Holding — Holmes, J.
- The U.S. Court of Appeals for the Fifth Circuit held that the appellee was entitled to recover damages from the appellant for the breach of contract.
Rule
- A seller may recover damages for anticipatory breach of contract even if the buyer disputes ownership or specific characteristics of the goods.
Reasoning
- The U.S. Court of Appeals for the Fifth Circuit reasoned that the evidence established a binding contract between the parties, and the appellee was ready and able to perform but was prevented from doing so by the appellant's anticipatory breach.
- The court noted that the appellant's denial of the contract and refusal to allow the appellee to perform constituted a waiver of strict compliance.
- The court also addressed the issues of ownership and the necessity of the cotton being grown by the appellee, concluding that these factors did not bar recovery.
- Additionally, the court found that the measure of damages was correctly submitted to the jury and that the jury's determination of damages was supported by the evidence.
- The court further explained that interest on the damages awarded was appropriate under federal law and Texas state law, emphasizing that the allowance of interest was proper despite the appellant's claims.

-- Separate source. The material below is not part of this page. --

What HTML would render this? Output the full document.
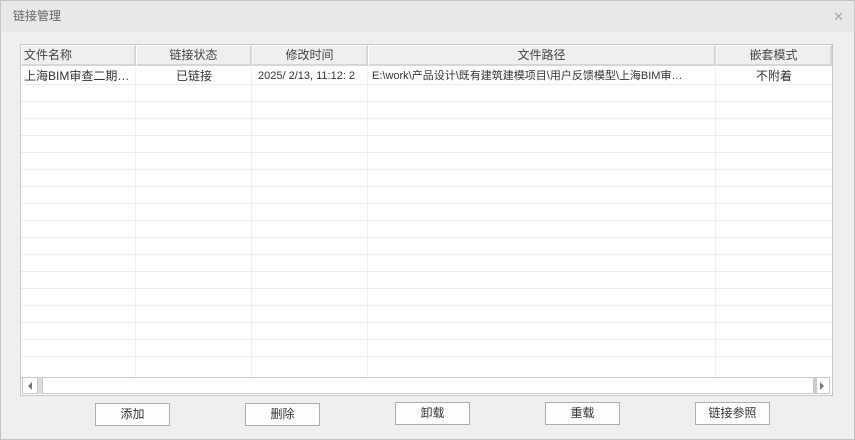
<!DOCTYPE html>
<html><head><meta charset="utf-8"><style>
*{margin:0;padding:0;box-sizing:border-box}
body{width:855px;height:440px;background:#f0f0f0;font-family:"Liberation Sans","Noto Sans CJK SC",sans-serif;font-size:12px;color:#333;position:relative;overflow:hidden}
.win{position:absolute;left:0;top:0;width:855px;height:440px;border:1px solid #c4c4c4;background:#efefef}
.title{position:absolute;left:0;top:0;width:853px;height:31px;background:#e8e8e8;color:#666;font-size:12px;line-height:31px;padding-left:12px}
.x{position:absolute;right:10px;top:0;line-height:31px;color:#aaa;font-size:13px}
.tbl{position:absolute;left:19px;top:43px;width:813px;height:352px;border:1px solid #c8c8c8;background:#fff}
.a{position:absolute;white-space:nowrap}
.hd{position:absolute;top:0;height:21px;background:#efefef;border:1px solid #fff;border-right:2px solid #d6d6d6;border-bottom:2px solid #d6d6d6;line-height:18px;text-align:center;font-size:12px;color:#444}
.hl{position:absolute;left:0;width:811px;height:1px;background:#ececec}
.vl{position:absolute;top:21px;width:1px;height:311px;background:#f0f0f0}
.c{position:absolute;top:22px;line-height:18px;font-size:12px;color:#333;white-space:nowrap}
.btn{position:absolute;width:75px;height:23px;border:1px solid #adadad;background:#fdfdfd;text-align:center;line-height:21px;font-size:12px;color:#333}
</style></head><body>
<div class="win">
<div class="title">链接管理<span class="x">✕</span></div>
<div class="tbl">
<div class="hd" style="left:0;width:115px;text-align:left;padding-left:2px">文件名称</div>
<div class="hd" style="left:115px;width:116px">链接状态</div>
<div class="hd" style="left:231px;width:116px">修改时间</div>
<div class="hd" style="left:347px;width:348px">文件路径</div>
<div class="hd" style="left:695px;width:116px">嵌套模式</div>
<div class="vl" style="left:114px"></div><div class="vl" style="left:230px"></div><div class="vl" style="left:346px"></div><div class="vl" style="left:694px"></div>
<div class="hl" style="top:39px"></div><div class="hl" style="top:56px"></div><div class="hl" style="top:73px"></div><div class="hl" style="top:90px"></div><div class="hl" style="top:107px"></div><div class="hl" style="top:124px"></div><div class="hl" style="top:141px"></div><div class="hl" style="top:158px"></div><div class="hl" style="top:175px"></div><div class="hl" style="top:192px"></div><div class="hl" style="top:209px"></div><div class="hl" style="top:226px"></div><div class="hl" style="top:243px"></div><div class="hl" style="top:260px"></div><div class="hl" style="top:277px"></div><div class="hl" style="top:294px"></div><div class="hl" style="top:311px"></div>
<div class="c" style="left:3px">上海BIM审查二期…</div>
<div class="c" style="left:115px;width:116px;text-align:center">已链接</div>
<div class="c" style="left:237px;font-size:11px">2025/ 2/13, 11:12: 2</div>
<div class="c" style="left:351px;font-size:11px">E:\work\产品设计\既有建筑建模项目\用户反馈模型\上海BIM审…</div>
<div class="c" style="left:695px;width:116px;text-align:center">不附着</div>
<div class="a" style="left:1px;top:332px;width:16px;height:17px;border:1px solid #c8c8c8;background:#fff"><div style="position:absolute;left:5px;top:4px;border-right:4px solid #777;border-top:4px solid transparent;border-bottom:4px solid transparent"></div></div>
<div class="a" style="left:17px;top:332px;width:4px;height:17px;background:#ddd"></div>
<div class="a" style="left:21px;top:332px;width:772px;height:17px;border:1px solid #c8c8c8;background:#fff"></div>
<div class="a" style="left:793px;top:332px;width:16px;height:17px;border:1px solid #c8c8c8;border-left:3px solid #ccc;background:#fff"><div style="position:absolute;left:3px;top:4px;border-left:4px solid #777;border-top:4px solid transparent;border-bottom:4px solid transparent"></div></div>
</div>
<div class="btn" style="left:94px;top:402px">添加</div>
<div class="btn" style="left:244px;top:402px">删除</div>
<div class="btn" style="left:394px;top:401px">卸载</div>
<div class="btn" style="left:544px;top:401px">重载</div>
<div class="btn" style="left:694px;top:401px">链接参照</div>
</div>
</body></html>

Deep Dive: How the Court Reached Its Decision
Existence of a Binding Contract
The court reasoned that sufficient evidence established a binding contract between the parties, stemming from the appellant's manager making an offer for 1,665 bales of cotton at a specified price. Despite disputes regarding the description of the cotton and the length of time the offer was open, the jury found that these questions were resolved in favor of the appellee. The evidence presented during the trial showed that the appellee was ready, willing, and able to fulfill the contract, but the appellant's anticipatory breach prevented performance. The court emphasized that the appellant’s denial of the contract and refusal to allow the appellee to perform constituted a waiver of the requirement for strict compliance with the contract terms. Thus, the existence of a binding contract was upheld by the court, which found no merit in the appellant's arguments against it.

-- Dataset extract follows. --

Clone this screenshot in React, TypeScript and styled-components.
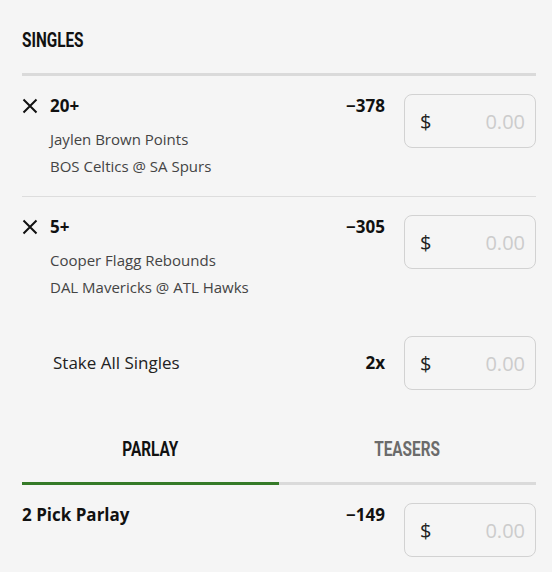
import React from 'react';
import styled, { createGlobalStyle } from 'styled-components';

const GlobalStyle = createGlobalStyle`
    html, body {
        margin:0;
        padding:0;
        background:#f5f5f5;
    }
    body {
        font-family:"Open Sans", "Liberation Sans", sans-serif;
        color:#111111;
    }
`

type Selection = {
    line:string;
    odds:string;
    market:string;
    event:string;
}

const selections:Selection[] = [
    {line:'20+', odds:'−378', market:'Jaylen Brown Points', event:'BOS Celtics @ SA Spurs'},
    {line:'5+', odds:'−305', market:'Cooper Flagg Rebounds', event:'DAL Mavericks @ ATL Hawks'},
]

const Slip = styled.div`
    width:514px;
    margin-left:22px;
`

const Header = styled.div`
    box-sizing:border-box;
    height:76px;
    padding-top:30px;
    border-bottom:3px solid #dadada;
`

const Condensed = styled.span<{active?:boolean}>`
    display:inline-block;
    font-family:Roboto, "Liberation Sans", sans-serif;
    font-weight:700;
    font-size:21px;
    line-height:20px;
    text-transform:uppercase;
    transform:scaleX(0.73);
    transform-origin:left center;
    color:${({active})=>active===false ? '#6b6b6b' : '#111111'};
`

const Row = styled.div<{last?:boolean}>`
    box-sizing:border-box;
    height:121px;
    padding-top:18px;
    display:flex;
    align-items:flex-start;
    border-bottom:1px solid ${({last})=>last ? 'transparent' : '#dddddd'};
`

const Remove = styled.button`
    border:none;
    background:transparent;
    padding:0;
    width:28px;
    height:24px;
    display:flex;
    align-items:center;
    cursor:pointer;
`

const Info = styled.div`
    flex:1;
`

const Title = styled.div`
    font-weight:700;
    font-size:17px;
    line-height:24px;
`

const Details = styled.div`
    margin-top:8px;
    font-size:15px;
    line-height:27px;
    color:#444444;
`

const Odds = styled.div`
    font-weight:700;
    font-size:17px;
    line-height:24px;
    margin-right:19px;
`

const StakeBox = styled.label`
    box-sizing:border-box;
    width:132px;
    height:54px;
    border:1px solid #d2d2d2;
    border-radius:8px;
    display:flex;
    align-items:center;
    padding:0 10px 0 15px;
    font-size:20px;
    flex-shrink:0;
`

const Dollar = styled.span`
    color:#222222;
`

const Amount = styled.span`
    flex:1;
    text-align:right;
    color:#cccccc;
`

const StakeAll = styled.div`
    box-sizing:border-box;
    height:90px;
    padding:18px 0;
    display:flex;
    align-items:center;
`

const StakeLabel = styled.div`
    flex:1;
    padding-left:31px;
    font-size:17px;
    line-height:24px;
    color:#222222;
`

const Multiplier = styled(Odds)`
    line-height:54px;
`

const Tabs = styled.div`
    display:flex;
`

const Tab = styled.div<{active?:boolean}>`
    flex:1;
    box-sizing:border-box;
    height:77px;
    padding-top:31px;
    text-align:center;
    border-bottom:3px solid ${({active})=>active ? '#357a28' : '#dadada'};
    & > span {
        transform-origin:center;
    }
`

const ParlayRow = styled.div`
    padding-top:18px;
    display:flex;
    align-items:flex-start;
`

const ParlayTitle = styled(Title)`
    flex:1;
`

const CloseIcon = () => (
    <svg width="16" height="16" viewBox="0 0 16 16">
        <path d="M1.5 1.5 L14.5 14.5 M14.5 1.5 L1.5 14.5" stroke="#111" strokeWidth="2" fill="none" />
    </svg>
)

const Stake = () => (
    <StakeBox>
        <Dollar>$</Dollar>
        <Amount>0.00</Amount>
    </StakeBox>
)

const App = () => {
    return (
        <Slip>
            <GlobalStyle />
            <Header><Condensed>Singles</Condensed></Header>
            {selections.map((s,i)=>(
                <Row key={s.market} last={i===selections.length-1}>
                    <Remove aria-label="Remove"><CloseIcon /></Remove>
                    <Info>
                        <Title>{s.line}</Title>
                        <Details>
                            <div>{s.market}</div>
                            <div>{s.event}</div>
                        </Details>
                    </Info>
                    <Odds>{s.odds}</Odds>
                    <Stake />
                </Row>
            ))}
            <StakeAll>
                <StakeLabel>Stake All Singles</StakeLabel>
                <Multiplier>2x</Multiplier>
                <Stake />
            </StakeAll>
            <Tabs>
                <Tab active><Condensed>Parlay</Condensed></Tab>
                <Tab><Condensed active={false}>Teasers</Condensed></Tab>
            </Tabs>
            <ParlayRow>
                <ParlayTitle>2 Pick Parlay</ParlayTitle>
                <Odds>−149</Odds>
                <Stake />
            </ParlayRow>
        </Slip>
    )
}

export default App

Issues of Ownership and Specificity
The court addressed the appellant's contention regarding the ownership of the cotton and the necessity for it to be specifically grown by the appellee. It concluded that there was no requirement for the cotton to be owned by the appellee, as the jury did not make any finding necessitating this specific ownership. The jury had already established that the cotton was indeed Mexican cotton, which the appellant understood was part of the contract. The court noted that the accepted customs in the cotton trade allowed for compliance through adjustments such as price penalties for inferior bales. The jury's determination on these issues was supported by ample evidence, allowing the appellee to recover damages despite the appellant's claims about ownership and specific characteristics.
Measure of Damages
In evaluating the measure of damages, the court found that the trial court had adequately instructed the jury on how to compute damages resulting from the anticipatory breach. The court indicated that the jury was to measure damages by the difference between the contract price and the market value of the cotton at the anticipated time of delivery. Although the jury's determination appeared to deviate from this instruction, the court noted that the amount awarded was consistent with the evidence presented at trial. Specifically, the jury calculated the damages based on the cotton's market value, which was lower than the contract price. The court reasoned that any error in the trial court's instructions did not prejudice the appellant, as the final amount awarded was reasonable and supported by the evidence.
Interest as Damages
The court considered the appellant's argument against the allowance of interest on the damages awarded, ultimately finding it to be without merit. The appellee had initially sought interest in the original complaint, and while it was not explicitly demanded in the first amended complaint, the judgment included interest at a rate of six percent per annum from a specified date. The court cited federal law and Texas state law, affirming that interest could be granted as a matter of law when it was certain that the jury had not already included it in their verdict. It distinguished the current case from a prior case cited by the appellant, noting that the present case was governed by the Federal Rules of Civil Procedure, which allowed for the recovery of interest even if not explicitly demanded. Thus, the court concluded that the inclusion of interest in the judgment was appropriate and justified.
Conclusion
Ultimately, the court affirmed the lower court's judgment, reinforcing the notion that the appellee was entitled to damages due to the appellant's anticipatory breach of the contract. The findings established that a binding agreement existed, and the appellee was prepared to perform as stipulated, but was unjustly prevented from doing so. The court's reasoning addressed and dismissed the appellant's various claims regarding ownership, compliance, and the measure of damages. By validating the jury's verdict and the award of interest, the court underscored the principles surrounding anticipatory breach and the rights of sellers in contractual agreements. The affirmation of the judgment highlighted the importance of maintaining contractual obligations and the remedies available when such obligations are not met.